Violenza? Compagna di viaggio, dai tempi dei tempi…

Violenza? Compagna di viaggio, dai tempi dei tempi…

L’idea stessa della violenza è qualcosa che suscita, nei più, orrore. Ci ripugna, il fatto stesso di pensarla. Eppure, Eros e Thanatos, Amore e Morte, sono concetti che ci portiamo dietro, da sempre.

Dunque, benché considerata un tabù, l’uccisione, ci prende per mano, nel corso della storia e, in alcune circostanze, si rende addirittura necessaria. Soluzione salvifica al problema impellente.

Famoso – a tal proposito – è lo scavo che sir Leonard Wolley – noto archeologo britannico – effettuò, in Mesopotamia, tra il 1922 e il 1934, presso la necropoli reale di Ur, risalente alla fine del III millennio a.C. Dallo scavo, vennero alla luce evidenti tracce di sacrifici umani. Nel dettaglio: attorno alle tombe che facevano capo ai leader della della comunità, si evidenziavano numerose altre sepolture secondarie. Non un caso, a quanto pare; bensì un habitus. Usanza accreditata, quella dei sacrifici umani, assi più di quanto si possa immaginare.

Violenza – per meglio dire – come significazione di potere. Volendo concentraci sull’ Antico Egitto, nel periodo precedente l’unificazione, il Paese era sezionato in piccolissimi stati, sovente in guerra tra loro e ognuno retto da un proprio sovrano. Solo verso il 2950 a.C., l’unificazione diede luogo alla I dinastia. Ed è proprio l’enfasi, nel processo alla coesione, che condusse i Faraoni alla scelta di adoperare le armi. L’uso del sangue si rese necessario, per sconfiggere o sedare le sacche di resistenza, più difficili da debellare. 

Aspetto cruento, che emerge, in termini di cronaca, nell’iconografia dei Regnanti. Nella tavolozza di Narmer, ad esempio, il primo tra i governanti è rappresentato, mentre uccide i nemici con una mazza.

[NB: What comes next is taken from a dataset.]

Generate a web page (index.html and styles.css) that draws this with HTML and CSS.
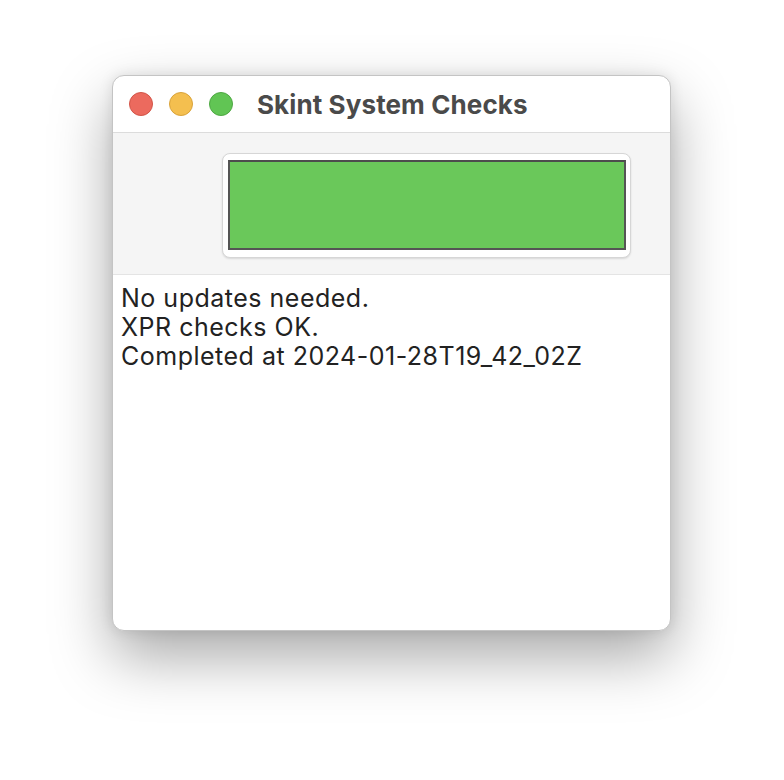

Poi, ancora, mentre passa in rassegna i cadaveri dei decapitati che, come ulteriore oltraggio, hanno subito anche la mutilazione dei genitali. Una propaganda visiva, evidentemente insita alla base del potere. Corrispettivo della magnificenza tutta dell’epoca. Basti pensare alla grandezza delle costruzioni architettoniche: templi, palazzi, tombe…. e allo svolgimento dei riti religiosi, sempre di forte impatto emotivo. 

Il Faraone, del resto, rappresentava il tramite tra il Dio e l’uomo ed era tenuto, pertanto, a manifestare appieno il suo ruolo. Scrive l’egittologo Toby Wilkinson: “Narmer e i suoi predecessori avevano conquistato il potere con metodi violenti e non avrebbero esitato a far uso della violenza per conservarlo. La propaganda veniva usata per promuovere la monarchia – il faraone era spudoratamente brutale…”

Gli esempi più raggelanti della tendenza alla coercizione sono tuttora rintracciabili presso la necropoli di Abido, nel sud dell’Egitto. Qui, i successori di Narmer fecero edificare una serie di tombe. Enormi camere sotterranee, sovrastate da un imponente tumulo di sabbia. A circa due chilometri di distanza, i palazzi funerari per il culto del Re, testimonianza di una crudeltà senza pari, giustificata, allora, secondo le usanze del tempo.